Louis Kahn said that a city should be a “forum of the availabilities” and the “place of the assembled institutions” where people can find the things that interest them in all their particularity. How can this happen in a a museum which costs $25 to visit, in which one as conscious of the crowd as the art? And the tourists compelled by the tyranny of their bucket lists to suffer any indignity on the road to fun, what do they take away from their traipse from post-impressionism to performance art other than a desire to cocoon in the gift shop? I don’t know much about the economics of museums, but when the cost of visiting a museum reaches a certain point wanting to see art gives way to wanting to get one’s money’s worth, two very different things.
That there is resistance to MoMA’s plan is healthy, even if resistance is futile. Architects and their clients might design better and cheaper if they occasionally paused to listen to their opposition. Proposing to build something does not automatically mean defending “truth against the world.” It is possible for resistance to architecture to be flabby and reactive or firm and considered; the difference as always depends on who opposes and what their reasons are. The difficulty in the case of MoMA is not only that there is no legal basis for preserving a twelve year old building but that the sensibility which would have that building preserved is incompatible with MoMA’s idea of itself. The renderings make this obvious; perhaps the closest thing to an idea that they manage to express. I’m not for crowd-sourced architecture or crowd-sourced critique, but building a museum should be a joyful occasion for a city. To the extent that it has provoked indifference where there should be anticipation, the MoMA expansion a bit like Barangaroo, the project to develop the best remaining site on Sydney Harbour, now a mess which only the invisible hand could have created, far worse than the worst architect could have managed on his own. What MoMA is proposing is not nearly as ugly, dubious or damaging, but both projects have an air of disappointment about them which no amount of spin or self-confidence can wash away.

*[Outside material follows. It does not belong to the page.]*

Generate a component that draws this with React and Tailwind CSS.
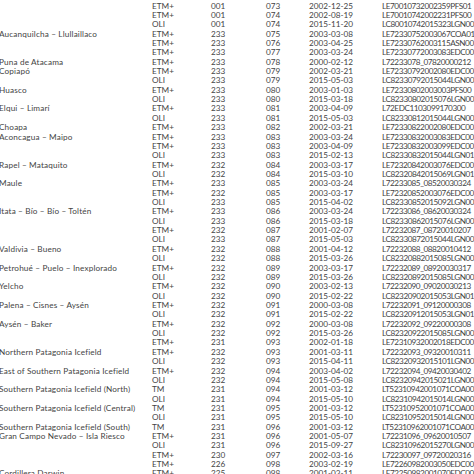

The stakes here are somewhat higher than your average New York scuffle; with only retail and cafés to ‘activate’ the streets of our neoliberal cities, institutions — “the availabilities” — are tremendously important nowadays. This means museums and libraries. Libraries are suffering a tragic dumbing-down, a capitulation to what some idiot imagines the digital world demands evident from the New York Public Library’s proposal to rip its own guts out to the library near me which suddenly looks like a furniture sale in a discount airline lounge. Museums can turn themselves into traffic problems and they might even have their reasons, but don’t cry to MoMA when the availabilities are suddenly unavailable.